IRAQ/SWITZERLAND: Gunmen kidnap dozens at Baghdad Red Crescent office, the International Committee of the Red Cross (ICRC) call for their immediate and unconditional release
Record ID:
640796
IRAQ/SWITZERLAND: Gunmen kidnap dozens at Baghdad Red Crescent office, the International Committee of the Red Cross (ICRC) call for their immediate and unconditional release
- Title: IRAQ/SWITZERLAND: Gunmen kidnap dozens at Baghdad Red Crescent office, the International Committee of the Red Cross (ICRC) call for their immediate and unconditional release
- Date: 18th December 2006
- Summary: (BN10) BAGHDAD, IRAQ (DECEMBER 17, 2006) (REUTERS) STREET LEADING TO BUILDING OF RED CRESCENT WHERE THE KIDNAP HAPPENED POLICE CAR AND PEOPLE GATHERING NEAR RED CRESCENT BUILDING MORE OF PEOPLE AND POLICE CAR NEAR BUILDING MORE OF STREET WHERE THE BUILDING IS SITUATED
- Embargoed: 2nd January 2007 12:00
- Keywords:
- Topics: International Relations
- Reuters ID: LVA5X4DHI2ZET4WZXPIZVXJECW6A
- Story Text: Gunmen wearing police uniforms kidnapped dozens of people after storming a branch of the Iraqi Red Crescent office in central Baghdad on Sunday (December 17), Red Crescent Secretary General, Mazen Abdullah said.
"At eleven o'clock this morning, thirty of our staff and visitors to the Iraq Red Crescent society Baghdad branch has been, have been kidnapping from the office of Baghdad branch in Baghdad in Andalous (central Baghdad) area by a group of military (men), the same uniform as the police and the same car of the police, Iraqi police from our office there they kidnapped them to unknown place and now we are trying to contact all the official ministry of interior, ministry of defense to have any information about them.
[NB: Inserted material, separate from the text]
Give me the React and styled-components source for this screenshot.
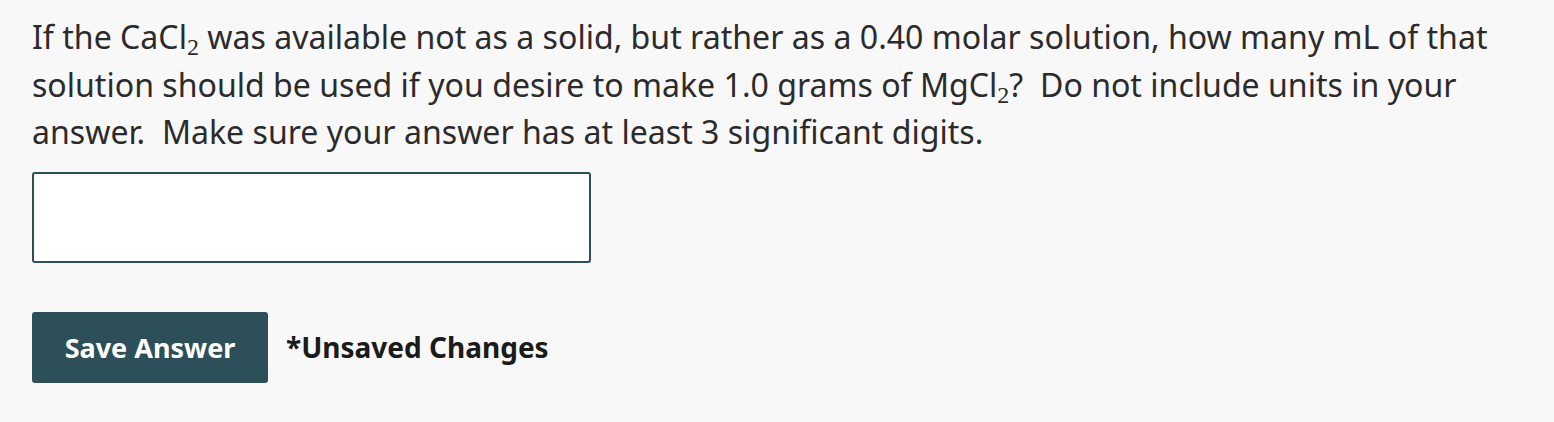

And I am from this place make an appeal for all the kidnapper and also for all the Iraqi people that we are unitarian, we are independent, we are neutral. We are looking to help the Iraqi people everywhere without dealing with their ethnic or religious or political issues just helping the dp's, the displaced people, the disabled and also the refugees everywhere, try to help the Iraqi people and those staff working hard every day to help the Iraqi people everywhere so i ask those group to release them directly."
Baghdad is plagued by daily kidnappings, both political and criminal. Last week, gunmen in camouflage fatigues abducted some 30 people in an industrial area in central Baghdad but released most of them a few hours later.
Prime Minister Nuri al-Maliki's government is struggling to contain soaring sectarian tension and daily violence that UN officials estimate kills more than 100 people a day.
The International Committee of the Red Cross (ICRC) called for the immediate and unconditional release of some 30 people who were kidnapped by unidentified armed men on Sunday (December 17) from the Iraqi Red Crescent's local duty station in Baghdad.
"Early this morning Baghdad time, approximately 30 people, most of whom were staff of the Iraqi Red Crescent were abducted from the duty station that they were working at, at the local branch of the Iraqi Red Crescent centre of Baghdad. The ICRC is calling for the immediate and unconditional release of all of the Iraqi Red Crescent staff and all the people that were abducted with them. The fact of targeting people who are not taking part in the hostilities, however complex the situation may be in Iraq, is something that is unacceptable, and we call for everybody's sense of humanity here to spare the people who are currently being held. So this is an appeal to all actors involved, and obviously the ICRC will take up contact with all authorities and actors of influence in this context," Pierre Kraehenbuehl, ICRC's director of Operations said.
The mass kidnapping took place outside the fortified Green Zone, where British Prime Minister Tony Blair was about to meet Iraqi Prime Minister Nuri al-Maliki in an unannounced visit, and included mostly Iraqi Red Crescent employees, but no ICRC personnel.
According to a Red Crescent official and witnesses, the gunmen arrived in pickup trucks at the office, took all the men, separated them from the women and left.
The Iraqi Red Crescent, the only Iraqi aid agency working in all the country's 18 provinces, has 1,000 staff and 200,000 volunteers.
Baghdad is plagued by daily kidnappings, many of which are carried out by armed groups on either side of the conflict between majority Shi'ites and minority Sunni Arabs. Criminal gangs also carry out mass kidnappings for extortion.